## What you need to do
Write out the material exactly, leaving every picture behind.

§ §

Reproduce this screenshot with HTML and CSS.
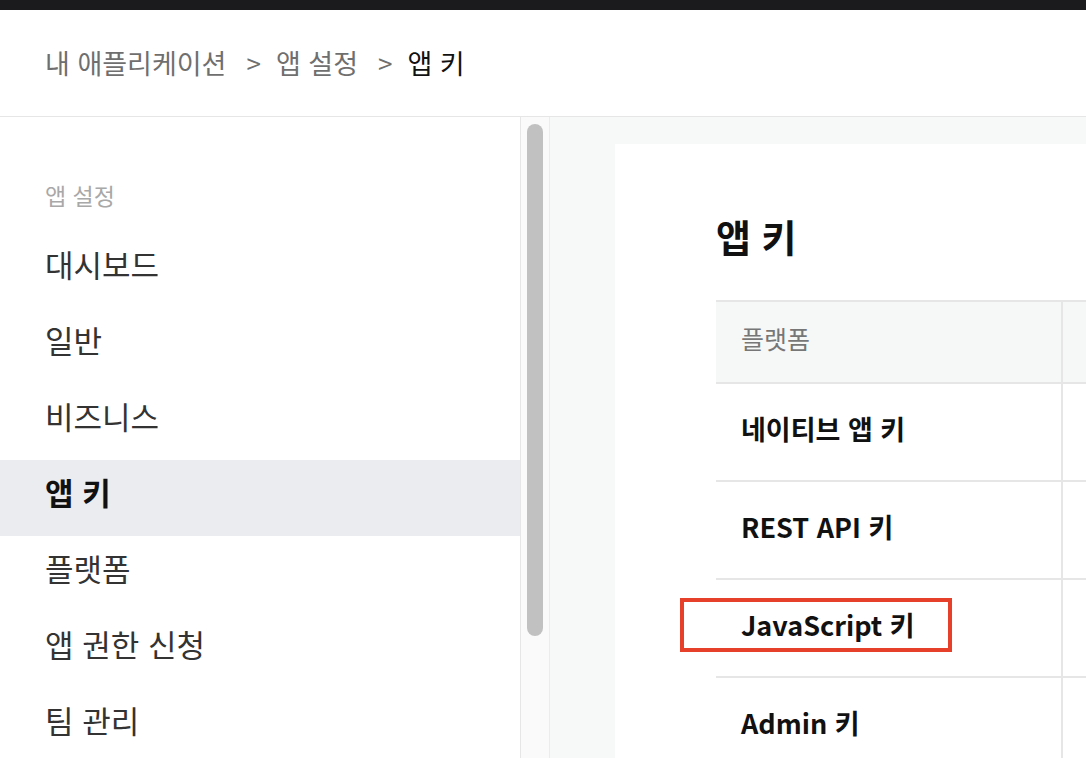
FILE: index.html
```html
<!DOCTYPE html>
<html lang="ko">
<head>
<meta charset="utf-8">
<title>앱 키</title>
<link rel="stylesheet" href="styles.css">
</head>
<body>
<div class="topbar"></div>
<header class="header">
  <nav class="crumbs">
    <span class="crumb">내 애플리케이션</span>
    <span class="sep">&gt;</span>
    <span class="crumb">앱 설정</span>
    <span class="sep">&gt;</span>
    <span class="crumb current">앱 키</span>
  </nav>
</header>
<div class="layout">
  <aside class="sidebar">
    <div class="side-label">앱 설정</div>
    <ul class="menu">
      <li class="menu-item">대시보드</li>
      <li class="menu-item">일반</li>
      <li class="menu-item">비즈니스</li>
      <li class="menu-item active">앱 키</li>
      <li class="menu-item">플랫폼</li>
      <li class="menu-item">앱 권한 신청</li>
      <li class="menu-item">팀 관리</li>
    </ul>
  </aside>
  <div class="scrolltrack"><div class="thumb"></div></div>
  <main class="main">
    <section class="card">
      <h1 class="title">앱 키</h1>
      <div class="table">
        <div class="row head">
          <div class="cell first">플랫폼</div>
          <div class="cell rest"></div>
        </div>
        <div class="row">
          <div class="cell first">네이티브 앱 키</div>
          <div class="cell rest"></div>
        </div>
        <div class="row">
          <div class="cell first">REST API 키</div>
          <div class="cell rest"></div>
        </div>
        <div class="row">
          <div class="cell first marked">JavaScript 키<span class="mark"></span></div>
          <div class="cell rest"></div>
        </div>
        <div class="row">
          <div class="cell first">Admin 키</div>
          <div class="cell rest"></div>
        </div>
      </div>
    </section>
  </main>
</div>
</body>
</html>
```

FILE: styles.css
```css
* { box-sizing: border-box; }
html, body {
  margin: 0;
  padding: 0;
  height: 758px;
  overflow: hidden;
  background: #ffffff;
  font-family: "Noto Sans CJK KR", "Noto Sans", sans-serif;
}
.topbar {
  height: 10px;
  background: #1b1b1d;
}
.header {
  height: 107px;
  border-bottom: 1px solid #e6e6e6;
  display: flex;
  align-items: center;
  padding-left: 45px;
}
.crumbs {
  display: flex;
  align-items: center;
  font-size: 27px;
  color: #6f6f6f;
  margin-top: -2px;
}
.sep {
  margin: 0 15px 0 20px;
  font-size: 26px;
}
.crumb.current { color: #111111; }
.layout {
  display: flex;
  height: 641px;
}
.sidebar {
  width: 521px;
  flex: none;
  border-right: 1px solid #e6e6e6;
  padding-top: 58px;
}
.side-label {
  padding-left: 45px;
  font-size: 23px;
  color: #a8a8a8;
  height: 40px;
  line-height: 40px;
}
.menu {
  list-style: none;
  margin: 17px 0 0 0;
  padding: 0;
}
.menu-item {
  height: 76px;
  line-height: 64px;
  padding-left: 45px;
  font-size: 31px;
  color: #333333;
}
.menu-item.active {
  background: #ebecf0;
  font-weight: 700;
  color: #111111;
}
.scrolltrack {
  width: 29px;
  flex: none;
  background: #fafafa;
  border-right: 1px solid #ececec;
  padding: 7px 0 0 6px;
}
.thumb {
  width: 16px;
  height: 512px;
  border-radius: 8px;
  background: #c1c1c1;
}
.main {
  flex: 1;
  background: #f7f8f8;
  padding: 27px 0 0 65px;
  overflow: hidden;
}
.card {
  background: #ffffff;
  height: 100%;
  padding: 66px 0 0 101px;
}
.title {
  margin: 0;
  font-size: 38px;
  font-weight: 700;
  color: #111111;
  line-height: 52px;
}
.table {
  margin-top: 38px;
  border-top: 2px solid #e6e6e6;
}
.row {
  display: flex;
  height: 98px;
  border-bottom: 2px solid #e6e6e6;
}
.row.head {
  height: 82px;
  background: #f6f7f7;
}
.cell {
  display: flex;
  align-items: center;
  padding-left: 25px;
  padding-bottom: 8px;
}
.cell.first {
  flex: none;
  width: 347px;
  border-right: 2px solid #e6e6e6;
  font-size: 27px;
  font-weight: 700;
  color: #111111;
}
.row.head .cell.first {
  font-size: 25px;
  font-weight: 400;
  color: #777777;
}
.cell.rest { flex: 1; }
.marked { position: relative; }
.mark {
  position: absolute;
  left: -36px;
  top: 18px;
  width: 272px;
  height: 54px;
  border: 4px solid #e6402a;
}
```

§ §

## Result of the task
Reproduce this screenshot with HTML and CSS.
FILE: index.html
```html
<!DOCTYPE html>
<html lang="ko">
<head>
<meta charset="utf-8">
<title>앱 키</title>
<link rel="stylesheet" href="styles.css">
</head>
<body>
<div class="topbar"></div>
<header class="header">
  <nav class="crumbs">
    <span class="crumb">내 애플리케이션</span>
    <span class="sep">&gt;</span>
    <span class="crumb">앱 설정</span>
    <span class="sep">&gt;</span>
    <span class="crumb current">앱 키</span>
  </nav>
</header>
<div class="layout">
  <aside class="sidebar">
    <div class="side-label">앱 설정</div>
    <ul class="menu">
      <li class="menu-item">대시보드</li>
      <li class="menu-item">일반</li>
      <li class="menu-item">비즈니스</li>
      <li class="menu-item active">앱 키</li>
      <li class="menu-item">플랫폼</li>
      <li class="menu-item">앱 권한 신청</li>
      <li class="menu-item">팀 관리</li>
    </ul>
  </aside>
  <div class="scrolltrack"><div class="thumb"></div></div>
  <main class="main">
    <section class="card">
      <h1 class="title">앱 키</h1>
      <div class="table">
        <div class="row head">
          <div class="cell first">플랫폼</div>
          <div class="cell rest"></div>
        </div>
        <div class="row">
          <div class="cell first">네이티브 앱 키</div>
          <div class="cell rest"></div>
        </div>
        <div class="row">
          <div class="cell first">REST API 키</div>
          <div class="cell rest"></div>
        </div>
        <div class="row">
          <div class="cell first marked">JavaScript 키<span class="mark"></span></div>
          <div class="cell rest"></div>
        </div>
        <div class="row">
          <div class="cell first">Admin 키</div>
          <div class="cell rest"></div>
        </div>
      </div>
    </section>
  </main>
</div>
</body>
</html>
```

FILE: styles.css
```css
* { box-sizing: border-box; }
html, body {
  margin: 0;
  padding: 0;
  height: 758px;
  overflow: hidden;
  background: #ffffff;
  font-family: "Noto Sans CJK KR", "Noto Sans", sans-serif;
}
.topbar {
  height: 10px;
  background: #1b1b1d;
}
.header {
  height: 107px;
  border-bottom: 1px solid #e6e6e6;
  display: flex;
  align-items: center;
  padding-left: 45px;
}
.crumbs {
  display: flex;
  align-items: center;
  font-size: 27px;
  color: #6f6f6f;
  margin-top: -2px;
}
.sep {
  margin: 0 15px 0 20px;
  font-size: 26px;
}
.crumb.current { color: #111111; }
.layout {
  display: flex;
  height: 641px;
}
.sidebar {
  width: 521px;
  flex: none;
  border-right: 1px solid #e6e6e6;
  padding-top: 58px;
}
.side-label {
  padding-left: 45px;
  font-size: 23px;
  color: #a8a8a8;
  height: 40px;
  line-height: 40px;
}
.menu {
  list-style: none;
  margin: 17px 0 0 0;
  padding: 0;
}
.menu-item {
  height: 76px;
  line-height: 64px;
  padding-left: 45px;
  font-size: 31px;
  color: #333333;
}
.menu-item.active {
  background: #ebecf0;
  font-weight: 700;
  color: #111111;
}
.scrolltrack {
  width: 29px;
  flex: none;
  background: #fafafa;
  border-right: 1px solid #ececec;
  padding: 7px 0 0 6px;
}
.thumb {
  width: 16px;
  height: 512px;
  border-radius: 8px;
  background: #c1c1c1;
}
.main {
  flex: 1;
  background: #f7f8f8;
  padding: 27px 0 0 65px;
  overflow: hidden;
}
.card {
  background: #ffffff;
  height: 100%;
  padding: 66px 0 0 101px;
}
.title {
  margin: 0;
  font-size: 38px;
  font-weight: 700;
  color: #111111;
  line-height: 52px;
}
.table {
  margin-top: 38px;
  border-top: 2px solid #e6e6e6;
}
.row {
  display: flex;
  height: 98px;
  border-bottom: 2px solid #e6e6e6;
}
.row.head {
  height: 82px;
  background: #f6f7f7;
}
.cell {
  display: flex;
  align-items: center;
  padding-left: 25px;
  padding-bottom: 8px;
}
.cell.first {
  flex: none;
  width: 347px;
  border-right: 2px solid #e6e6e6;
  font-size: 27px;
  font-weight: 700;
  color: #111111;
}
.row.head .cell.first {
  font-size: 25px;
  font-weight: 400;
  color: #777777;
}
.cell.rest { flex: 1; }
.marked { position: relative; }
.mark {
  position: absolute;
  left: -36px;
  top: 18px;
  width: 272px;
  height: 54px;
  border: 4px solid #e6402a;
}
```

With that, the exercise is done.